Yargıtay 11. Hukuk Dairesi, E. 2016/10341, K. 2018/5273, T. 3.7.2018
Karar Özeti:
“Marka ihlali nedeniyle davacının uğradığı zararın tespitinde pazar araştırmaları ve tüketici anketleri önemli delil niteliği taşır. Bu tür araştırmalar, ihlalin davacının pazar payı, satış hacmi ve marka değerine olan etkilerini somut verilerle ortaya koyar. Mahkeme, bu tür deliller ışığında zarar miktarını belirler.”
Yargıtay 11. Hukuk Dairesi, E. 2015/7646, K. 2017/377, T. 23.1.2017
Karar Özeti:
“Marka ihlali davalarında, ihlalin gerçekleştiğini ve zarar doğduğunu ispatlama yükümlülüğü davacıya aittir. Davacı, ihlalin kapsamını ve doğrudan kendi markasına zarar verdiğini somut delillerle ispatlamak zorundadır. Bu bağlamda, ihlalin gerçekleştiği durumları gösteren fotoğraflar, satış raporları, müşteri şikayetleri ve benzeri deliller önem arz etmektedir.”
Yargıtay 11. Hukuk Dairesi, E. 2014/11029, K. 2016/1061, T. 2.2.2016
Karar Özeti:
“Davacının, markasının ihlal edildiğini iddia etmesi durumunda, bu iddiayı destekleyen somut deliller sunması gerekmektedir. İhlalin markanın ticari değerine ve itibarına zarar verdiğini gösteren mali raporlar, pazar analizleri ve tüketici araştırmaları bu tür davalarda önemli deliller arasında yer almaktadır.”
IV. İspat Yükümlülüklerinin Uygulama Boyutu
Marka davalarında ispat yükümlülüklerinin yerine getirilmesi, hem davacı hem de davalı açısından önemlidir.
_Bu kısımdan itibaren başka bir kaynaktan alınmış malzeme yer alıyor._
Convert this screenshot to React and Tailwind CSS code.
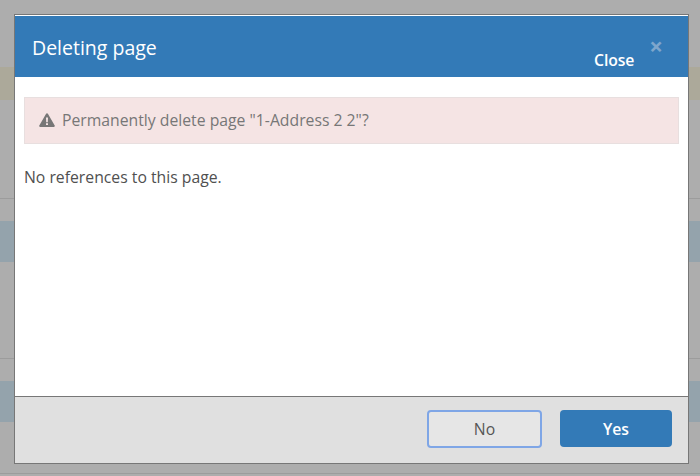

Davacı, marka hakkının ihlalini ve zararın miktarını kanıtlamak zorundadır, bu nedenle:
- Tescil ve Kullanım Belgeleri: Markanın tescilli olduğunu ve ihlalin gerçekleştiğini gösteren belgeler sunulmalıdır. Tescil belgesi, markanın hukuki statüsünü ve korunmasını kanıtlar.
- İhlalin Varlığını Gösteren Deliller: İhlal edilen markanın kullanımına dair örnekler ve reklamlar gibi deliller sunulmalıdır. Bu deliller, ihlalin somut bir şekilde kanıtlanmasını sağlar.
- Ekonomik Zararın Hesaplanması: Pazar araştırmaları ve ekonomik analizlerle zararın miktarı belirlenmelidir. Bu, zararın boyutunun somut bir şekilde hesaplanmasını sağlar.
Davalı taraf ise, iddiaları çürütmek ve ihlali reddetmek amacıyla karşı deliller sunmalıdır. Ayrıca, markanın benzerliğini reddetmek ve zararın miktarını sorgulamak için etkili deliller sunmak davalının yükümlülüğüdür.
Marka davalarında delil ve ispat yükümlülükleri, davaların adil bir şekilde sonuçlanmasını sağlamak için kritik öneme sahiptir. Türkiye’de, 6769 sayılı Sınai Mülkiyet Kanunu ve Yargıtay içtihatları, delil toplama ve ispat yükümlülüklerinin nasıl yerine getirilmesi gerektiğine dair kapsamlı bir çerçeve sunar. Davacının marka hakkının ihlalini ve zararın miktarını somut delillerle kanıtlaması, davalı tarafın ise iddiaları çürütmek için karşı deliller sunması gerekmektedir. Bu süreç, marka sahiplerinin haklarının korunması ve hukuki uyuşmazlıkların adil bir şekilde çözülmesi açısından önem arz eder.